The compiler should generally not be allowed to combine two adjacent
readl_relaxed() back into a 64-bit load. Only __raw_readl() can be
combined or split up. If the mips version of the *_relaxed() accessors
allows the compiler to do this, I would consider that a bug.

> > 2) We could have defza.h #define its readq_u & writeq_u macros
> >    differently for CONFIG_32BIT=y kernels, perhaps using
> >    __compiletime_error to catch any bogus use of them.
> >
> > 3) We could do the same in a generic header, though if nobody else has
> >    needed it so far & this is the only place we need it then maybe it's
> >    not worth it.
> >
> > So I'm thinking option 2 might be best, as below. Having said that I
> > don't mind option 1 either - it's simple. Maciej do you have any
> > preference?
>
>  The use of 64-bit operations to access option's packet memory, which is
> true SRAM, i.e. no side effects, is to improve throughput only and there's
> no need for atomicity here nor also any kind of barriers, except at the
> conclusion.  Splitting 64-bit accesses into 32-bit halves in software
> would not be a functional error here.

The other property of packet memory and similar things is that you
basically want memcpy()-behavior with no byteswaps. This is one
of the few cases in which __raw_readq() is actually the right accessor
in (mostly) portable code.

       Arnd
Maciej W. Rozycki June 21, 2019, 10:09 a.m. UTC | #5
On Fri, 21 Jun 2019, Arnd Bergmann wrote:

> >  The use of 64-bit operations to access option's packet memory, which is
> > true SRAM, i.e. no side effects, is to improve throughput only and there's
> > no need for atomicity here nor also any kind of barriers, except at the
> > conclusion.  Splitting 64-bit accesses into 32-bit halves in software
> > would not be a functional error here.
> 
> The other property of packet memory and similar things is that you
> basically want memcpy()-behavior with no byteswaps. This is one
> of the few cases in which __raw_readq() is actually the right accessor
> in (mostly) portable code.

 Correct, but we're missing an `__raw_readq_relaxed', etc. interface and 
having additional barriers applied on every access would hit performance 
very badly; in fact even the barriers `*_relaxed' accessors imply would 
best be removed in this use (which is why defza.c uses `readw_o' vs 
`readw_u', etc. internally), but after all the struggles over the years 
for weakly ordered internal APIs x86 people are so averse to I'm not sure 
if I want to start another one.  We can get away with `readq_relaxed' in 
this use though as all the systems this device can be used with are 
little-endian as is TURBOchannel, so no byte-swapping will ever actually 
occur.

  Maciej
Arnd Bergmann June 21, 2019, 11:09 a.m. UTC | #6
On Fri, Jun 21, 2019 at 12:09 PM Maciej W. Rozycki <macro@linux-mips.org> wrote:
>
> On Fri, 21 Jun 2019, Arnd Bergmann wrote:
>
> > >  The use of 64-bit operations to access option's packet memory, which is
> > > true SRAM, i.e. no side effects, is to improve throughput only and there's
> > > no need for atomicity here nor also any kind of barriers, except at the
> > > conclusion.  Splitting 64-bit accesses into 32-bit halves in software
> > > would not be a functional error here.
> >
> > The other property of packet memory and similar things is that you
> > basically want memcpy()-behavior with no byteswaps. This is one
> > of the few cases in which __raw_readq() is actually the right accessor
> > in (mostly) portable code.
>
>  Correct, but we're missing an `__raw_readq_relaxed', etc. interface and
> having additional barriers applied on every access would hit performance
> very badly;

How so? __raw_readq() by definition has the least barriers of
all, you can't make it more relaxed than it already is.

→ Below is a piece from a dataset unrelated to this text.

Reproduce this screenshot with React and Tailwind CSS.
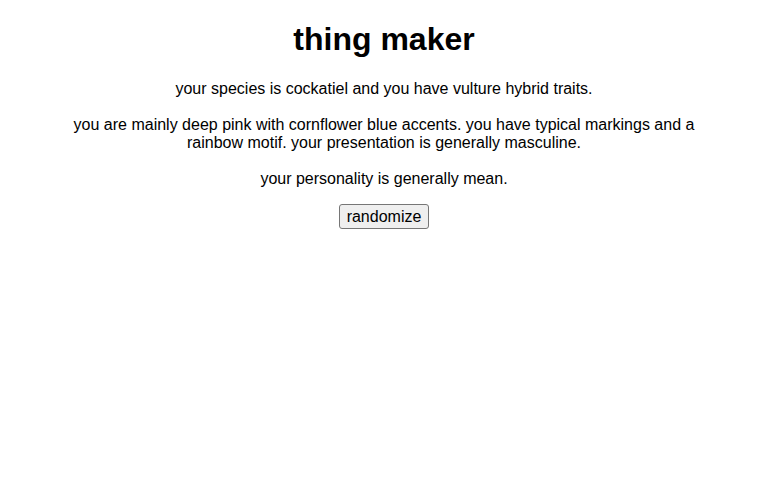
export default function App() {
  return (
    <div className="min-h-screen bg-white text-black text-center font-['Liberation_Sans',Arial,sans-serif] text-[16px] leading-[18px] px-2">
      <h1 className="text-[32px] leading-[37px] font-bold my-[21.44px]">thing maker</h1>
      <p className="my-[18px]">your species is cockatiel and you have vulture hybrid traits.</p>
      <p className="my-[18px] max-w-[640px] mx-auto">
        you are mainly deep pink with cornflower blue accents. you have typical markings and a rainbow motif. your presentation is generally masculine.
      </p>
      <p className="mt-[18px] mb-4">your personality is generally mean.</p>
      <button className="bg-[#efefef] border border-[#767676] rounded-[3px] px-[7px] py-[2px] text-[16px] leading-[19px] text-black">
        randomize
      </button>
    </div>
  );
}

> in fact even the barriers `*_relaxed' accessors imply would
> best be removed in this use (which is why defza.c uses `readw_o' vs
> `readw_u', etc. internally), but after all the struggles over the years
> for weakly ordered internal APIs x86 people are so averse to I'm not sure
> if I want to start another one.  We can get away with `readq_relaxed' in
> this use though as all the systems this device can be used with are
> little-endian as is TURBOchannel, so no byte-swapping will ever actually
> occur.

I still don't see any downside of using __raw_readq() here, while the
upsides are:

- makes the driver portable to big-endian kernels (even though we don't
  care)
- avoids all barriers
- fixes the build regression.

      Arnd
Maciej W. Rozycki June 21, 2019, 12:24 p.m. UTC | #7
On Fri, 21 Jun 2019, Arnd Bergmann wrote:

> > > The other property of packet memory and similar things is that you
> > > basically want memcpy()-behavior with no byteswaps. This is one
> > > of the few cases in which __raw_readq() is actually the right accessor
> > > in (mostly) portable code.
> >
> >  Correct, but we're missing an `__raw_readq_relaxed', etc. interface and
> > having additional barriers applied on every access would hit performance
> > very badly;
> 
> How so? __raw_readq() by definition has the least barriers of
> all, you can't make it more relaxed than it already is.

 Well, `__raw_readq' has all the barriers plain `readq' has except it does 
not ever do byte-swapping (which may be bad where address swizzling is 
also present).  Whereas `readq_relaxed' at least avoids the trailing DMA 
barrier.

 This is what the MIPS version has:

#define __BUILD_MEMORY_SINGLE(pfx, bwlq, type, barrier, relax, irq)	\
[...]

#define __BUILD_MEMORY_PFX(bus, bwlq, type, relax)			\
									\
__BUILD_MEMORY_SINGLE(bus, bwlq, type, 1, relax, 1)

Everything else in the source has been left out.